Unjust Enrichment and Conversion Claims
In its analysis of the unjust enrichment and conversion claims, the court emphasized that these claims could not stand alongside an express contract. The plaintiffs argued that if Harvard modified the terms of their contract unilaterally, it would be unjust for the university to retain the benefits of tuition and fees without providing the promised services. However, the court reiterated that the existence of a contractual relationship precluded a claim for unjust enrichment, as Massachusetts law does not allow claims for unjust enrichment to override express contracts. The court also addressed the conversion claim, noting that the plaintiffs failed to identify a specific fund or pool of money that they had a possessory interest in, which is a necessary element for a conversion claim to succeed. Without a clearly defined fund or property that was wrongfully appropriated, the court dismissed the conversion claim, finding it did not meet the required legal standards for plausibility.
Implications of Reservations of Rights
The court further explored the implications of Harvard's reservation of rights as articulated in its handbooks. These handbooks explicitly stated that the university retained the right to modify course offerings and policies in response to changing circumstances. The court found that these reservations of rights were significant, particularly in the context of the unprecedented public health crisis caused by the COVID-19 pandemic.

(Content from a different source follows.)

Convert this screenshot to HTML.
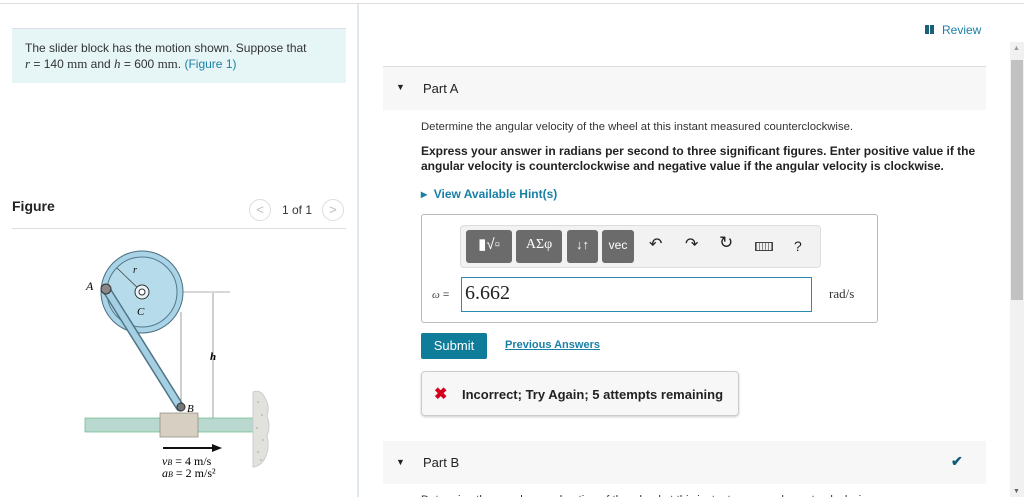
<!DOCTYPE html>
<html><head><meta charset="utf-8"><style>
*{margin:0;padding:0;box-sizing:border-box}
html{width:1024px;height:497px;overflow:hidden}
body{width:1024px;height:497px;overflow:hidden;background:#fff;font-family:"Liberation Sans",Arial,sans-serif;color:#333;position:relative}
.a{position:absolute}
.serif{font-family:"Liberation Serif",serif}
</style></head><body>
<div class="a" style="left:0;top:3px;width:1024px;height:1px;background:#ddd"></div>
<div class="a" style="left:357px;top:4px;width:2px;height:493px;background:#dfe6ec"></div>
<div class="a" style="left:12px;top:28px;width:334px;height:55px;background:#e6f5f6;border-top:1px solid #dde"></div>
<div class="a" style="left:25px;top:41px;font-size:12px;line-height:15px;color:#333">The slider block has the motion shown. Suppose that<br><i class="serif" style="font-size:13px">r</i> = 140 <span class="serif" style="font-size:13px">mm</span> and <i class="serif" style="font-size:13px">h</i> = 600 <span class="serif" style="font-size:13px">mm</span>. <span style="color:#1a7fa6">(Figure 1)</span></div>
<div class="a" style="left:12px;top:198px;font-size:14px;font-weight:bold;color:#222">Figure</div>
<div class="a" style="left:249px;top:199px;width:22px;height:22px;border:1px solid #ddd;border-radius:50%;color:#bbb;font-size:13px;text-align:center;line-height:20px">&lt;</div>
<div class="a" style="left:282px;top:203px;font-size:12px">1 of 1</div>
<div class="a" style="left:322px;top:199px;width:22px;height:22px;border:1px solid #ddd;border-radius:50%;color:#bbb;font-size:13px;text-align:center;line-height:20px">&gt;</div>
<div class="a" style="left:12px;top:228px;width:334px;height:1px;background:#ddd"></div>
<svg class="a" style="left:80px;top:245px" width="200" height="245" viewBox="80 245 200 245">
<line x1="230" y1="292" x2="150" y2="292" stroke="#999" stroke-width="0.8"/>
<line x1="213" y1="293" x2="213" y2="425" stroke="#888" stroke-width="0.8"/>
<line x1="181" y1="312" x2="181" y2="405" stroke="#888" stroke-width="0.8"/>
<circle cx="142" cy="292" r="41" fill="#a9d3e6" stroke="#4a6f80" stroke-width="1"/>
<circle cx="142" cy="292" r="35" fill="#b6dcec" stroke="#55798a" stroke-width="1"/>
<line x1="142" y1="292" x2="117" y2="268" stroke="#333" stroke-width="0.7"/>
<circle cx="142" cy="292" r="7" fill="#e8f4f8" stroke="#333"/>
<circle cx="142" cy="292" r="3" fill="#fff" stroke="#333"/>
<rect x="85" y="418" width="168" height="14" fill="#b9d8cf" stroke="#6b8" stroke-width="0.7"/>
<rect x="160" y="413" width="38" height="24" fill="#d8cfc3" stroke="#887" stroke-width="0.7"/>
<line x1="106" y1="289" x2="180" y2="407" stroke="#4f7586" stroke-width="9" stroke-linecap="round"/>
<line x1="106" y1="289" x2="180" y2="407" stroke="#a5cfe2" stroke-width="6" stroke-linecap="round"/>
<circle cx="106" cy="289" r="5" fill="#888" stroke="#333"/>
<circle cx="181" cy="407" r="4" fill="#777" stroke="#333"/>
<path d="M253 392 q8 -3 12 6 q5 8 2 18 q4 10 0 20 q3 12 -2 22 q-4 8 -12 9z" fill="#e2e2dc" stroke="#ccc"/>
<g fill="#bbb"><circle cx="258" cy="402" r="1"/><circle cx="262" cy="415" r="1"/><circle cx="257" cy="428" r="1"/><circle cx="263" cy="440" r="1"/><circle cx="258" cy="452" r="1"/><circle cx="261" cy="460" r="1"/></g>
<line x1="163" y1="448" x2="215" y2="448" stroke="#111" stroke-width="2"/>
<path d="M222 448 l-10 -4 v8z" fill="#111"/>
<text x="86" y="290" font-family="Liberation Serif" font-style="italic" font-size="12">A</text>
<text x="133" y="273" font-family="Liberation Serif" font-style="italic" font-size="10">r</text>
<text x="137" y="315" font-family="Liberation Serif" font-style="italic" font-size="11">C</text>
<text x="210" y="360" font-family="Liberation Serif" font-style="italic" font-weight="bold" font-size="11">h</text>
<text x="187" y="412" font-family="Liberation Serif" font-style="italic" font-size="11">B</text>
<text x="162" y="465" font-family="Liberation Serif" font-size="12"><tspan font-style="italic">v</tspan><tspan font-size="8" font-style="italic">B</tspan> = 4 m/s</text>
<text x="162" y="477" font-family="Liberation Serif" font-size="12"><tspan font-style="italic">a</tspan><tspan font-size="8" font-style="italic">B</tspan> = 2 m/s²</text>
</svg>
<div class="a" style="left:1010px;top:42px;width:14px;height:455px;background:#f1f1f1"></div>
<div class="a" style="left:1011px;top:60px;width:12px;height:240px;background:#c1c1c1"></div>
<div class="a" style="left:1013px;top:45px;font-size:7px;color:#999">▲</div>
<div class="a" style="left:1013px;top:488px;font-size:7px;color:#666">▼</div>
<div class="a" style="left:925px;top:25px;width:4px;height:9px;background:#1b5f7a"></div>
<div class="a" style="left:930px;top:25px;width:4px;height:9px;background:#1b5f7a"></div>
<div class="a" style="left:942px;top:23px;font-size:12px;color:#1a7fa6">Review</div>
<div class="a" style="left:383px;top:66px;width:603px;height:44px;background:#f7f7f7;border-top:1px solid #ddd"></div>
<div class="a" style="left:396px;top:82px;font-size:9px;color:#222">▼</div>
<div class="a" style="left:423px;top:81px;font-size:13px;color:#222">Part A</div>
<div class="a" style="left:421px;top:121px;font-size:11.3px;color:#333">Determine the angular velocity of the wheel at this instant measured counterclockwise.</div>
<div class="a" style="left:421px;top:144px;font-size:12px;line-height:15px;font-weight:bold;color:#222;width:580px">Express your answer in radians per second to three significant figures. Enter positive value if the angular velocity is counterclockwise and negative value if the angular velocity is clockwise.</div>
<div class="a" style="left:421px;top:187px;font-size:12px;font-weight:bold;color:#1a7fa6">▸&nbsp; View Available Hint(s)</div>
<div class="a" style="left:421px;top:214px;width:457px;height:109px;border:1px solid #bbb;border-radius:3px"></div>
<div class="a" style="left:460px;top:225px;width:361px;height:43px;background:#f2f2f2;border:1px solid #ddd;border-radius:4px"></div>
<div class="a" style="left:466px;top:230px;width:46px;height:33px;background:#6b6b6b;border-radius:3px;color:#fff;font-size:15px;text-align:center;line-height:30px">▮√▫</div>
<div class="a serif" style="left:516px;top:230px;width:46px;height:33px;background:#6b6b6b;border-radius:3px;color:#fff;font-size:14px;text-align:center;line-height:30px">ΑΣφ</div>
<div class="a" style="left:567px;top:230px;width:31px;height:33px;background:#6b6b6b;border-radius:3px;color:#fff;font-size:13px;text-align:center;line-height:30px">↓↑</div>
<div class="a" style="left:602px;top:230px;width:32px;height:33px;background:#6b6b6b;border-radius:3px;color:#fff;font-size:12px;text-align:center;line-height:30px">vec</div>
<div class="a" style="left:649px;top:234px;font-size:16px;color:#222">↶</div>
<div class="a" style="left:685px;top:234px;font-size:16px;color:#222">↷</div>
<div class="a" style="left:719px;top:233px;font-size:17px;color:#222">↻</div>
<div class="a" style="left:755px;top:242px;width:18px;height:9px;border:1px solid #444;background:repeating-linear-gradient(90deg,#888 0 1px,#eee 1px 3px)"></div>
<div class="a" style="left:794px;top:238px;font-size:14px;color:#222">?</div>
<div class="a" style="left:432px;top:289px;font-size:11px;color:#444"><i class="serif">ω</i> =</div>
<div class="a" style="left:461px;top:277px;width:351px;height:35px;border:1px solid #2a8ab0"></div>
<div class="a serif" style="left:465px;top:282px;font-size:20px;color:#222">6.662</div>
<div class="a serif" style="left:829px;top:286px;font-size:13px;color:#333">rad/s</div>
<div class="a" style="left:421px;top:333px;width:66px;height:26px;background:#0f7c99;border-radius:2px;color:#fff;font-size:13px;text-align:center;line-height:26px">Submit</div>
<div class="a" style="left:505px;top:339px;font-size:11px;font-weight:bold;color:#1a7fa6;text-decoration:underline">Previous Answers</div>
<div class="a" style="left:421px;top:371px;width:318px;height:45px;background:#f7f7f7;border:1px solid #ccc;border-radius:4px;box-shadow:0 1px 2px #ccc"></div>
<div class="a" style="left:434px;top:384px;font-size:16px;font-weight:bold;color:#d5001c">✖</div>
<div class="a" style="left:462px;top:387px;font-size:13px;font-weight:bold;color:#222">Incorrect; Try Again; 5 attempts remaining</div>
<div class="a" style="left:383px;top:441px;width:603px;height:43px;background:#f7f7f7"></div>
<div class="a" style="left:396px;top:457px;font-size:9px;color:#222">▼</div>
<div class="a" style="left:423px;top:455px;font-size:13px;color:#222">Part B</div>
<div class="a" style="left:951px;top:453px;font-size:14px;font-weight:bold;color:#0f5c77">✔</div>
<div class="a" style="left:421px;top:494px;font-size:11.3px;color:#333">Determine the angular acceleration of the wheel at this instant measured counterclockwise.</div>
</body></html>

The court reasoned that such disclaimers allowed Harvard to adjust its educational offerings without constituting a breach of contract, given the extraordinary circumstances. The plaintiffs’ failure to allege that Harvard acted outside the bounds of its stated rights in the handbooks further weakened their claims. Consequently, the court concluded that the plaintiffs could not reasonably expect to enforce a contract requiring in-person instruction when the university explicitly reserved the right to modify its offerings, especially during a global crisis.
Overall Conclusion
In summary, the U.S. District Court for the District of Massachusetts held that the plaintiffs failed to state a valid claim against Harvard University. The court dismissed the breach of contract claim due to the absence of specific contractual terms that required in-person instruction. It also found that the educational malpractice doctrine did not bar the plaintiffs’ claims, as they sought to enforce contractual obligations rather than challenge educational quality. Additionally, the court concluded that the unjust enrichment and conversion claims were impermissible due to the existence of an express contract governing the relationship between the parties. Harvard's reservations of rights in its handbooks played a crucial role in the court's determination, allowing the university to make necessary adjustments during the pandemic without facing liability. Ultimately, the court granted Harvard's motion to dismiss the complaint, leaving the plaintiffs without recourse unless they could amend their claims in a future filing.